Dataset entries
===============

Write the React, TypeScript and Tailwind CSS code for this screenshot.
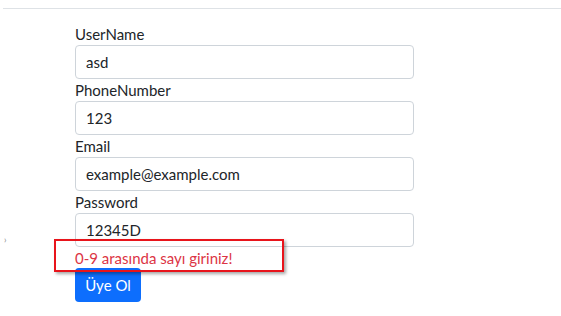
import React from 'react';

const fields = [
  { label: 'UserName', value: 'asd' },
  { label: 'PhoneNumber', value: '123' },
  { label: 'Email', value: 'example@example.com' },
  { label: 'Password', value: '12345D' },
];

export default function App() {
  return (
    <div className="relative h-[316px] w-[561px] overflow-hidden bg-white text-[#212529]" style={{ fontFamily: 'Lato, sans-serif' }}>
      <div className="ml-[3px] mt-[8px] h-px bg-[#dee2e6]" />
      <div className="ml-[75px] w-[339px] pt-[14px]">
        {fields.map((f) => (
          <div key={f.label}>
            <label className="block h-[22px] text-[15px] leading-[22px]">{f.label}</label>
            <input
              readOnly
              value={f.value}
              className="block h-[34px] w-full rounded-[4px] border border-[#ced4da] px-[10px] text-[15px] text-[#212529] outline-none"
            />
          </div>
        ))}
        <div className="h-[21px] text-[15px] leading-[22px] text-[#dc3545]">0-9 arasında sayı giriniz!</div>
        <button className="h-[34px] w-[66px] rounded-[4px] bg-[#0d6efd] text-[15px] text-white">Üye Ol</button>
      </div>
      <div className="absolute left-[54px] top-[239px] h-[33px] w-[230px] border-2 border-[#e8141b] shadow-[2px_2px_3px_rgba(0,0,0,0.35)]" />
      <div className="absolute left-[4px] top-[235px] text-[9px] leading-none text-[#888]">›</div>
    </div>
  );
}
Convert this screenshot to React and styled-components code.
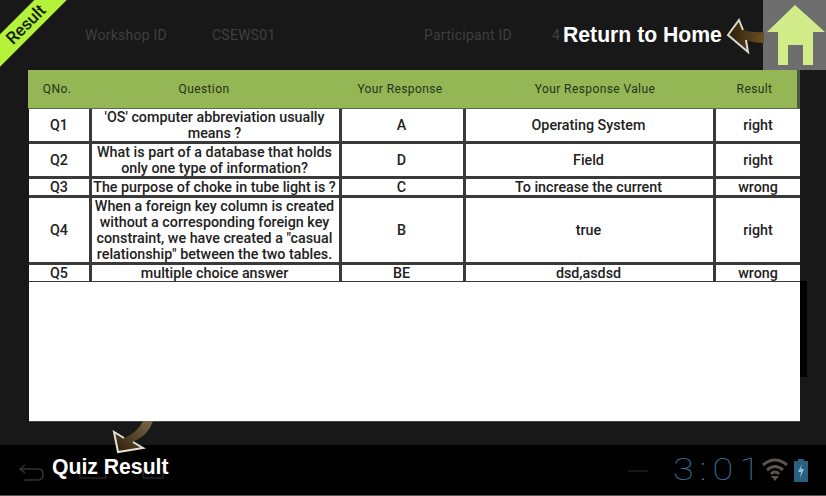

===============

Task to carry out: Set down the complete material exactly, but do not include the images.

Exercise result:
Write the React, TypeScript and Tailwind CSS code for this screenshot.
import React from 'react';

const fields = [
  { label: 'UserName', value: 'asd' },
  { label: 'PhoneNumber', value: '123' },
  { label: 'Email', value: 'example@example.com' },
  { label: 'Password', value: '12345D' },
];

export default function App() {
  return (
    <div className="relative h-[316px] w-[561px] overflow-hidden bg-white text-[#212529]" style={{ fontFamily: 'Lato, sans-serif' }}>
      <div className="ml-[3px] mt-[8px] h-px bg-[#dee2e6]" />
      <div className="ml-[75px] w-[339px] pt-[14px]">
        {fields.map((f) => (
          <div key={f.label}>
            <label className="block h-[22px] text-[15px] leading-[22px]">{f.label}</label>
            <input
              readOnly
              value={f.value}
              className="block h-[34px] w-full rounded-[4px] border border-[#ced4da] px-[10px] text-[15px] text-[#212529] outline-none"
            />
          </div>
        ))}
        <div className="h-[21px] text-[15px] leading-[22px] text-[#dc3545]">0-9 arasında sayı giriniz!</div>
        <button className="h-[34px] w-[66px] rounded-[4px] bg-[#0d6efd] text-[15px] text-white">Üye Ol</button>
      </div>
      <div className="absolute left-[54px] top-[239px] h-[33px] w-[230px] border-2 border-[#e8141b] shadow-[2px_2px_3px_rgba(0,0,0,0.35)]" />
      <div className="absolute left-[4px] top-[235px] text-[9px] leading-none text-[#888]">›</div>
    </div>
  );
}
Convert this screenshot to React and styled-components code.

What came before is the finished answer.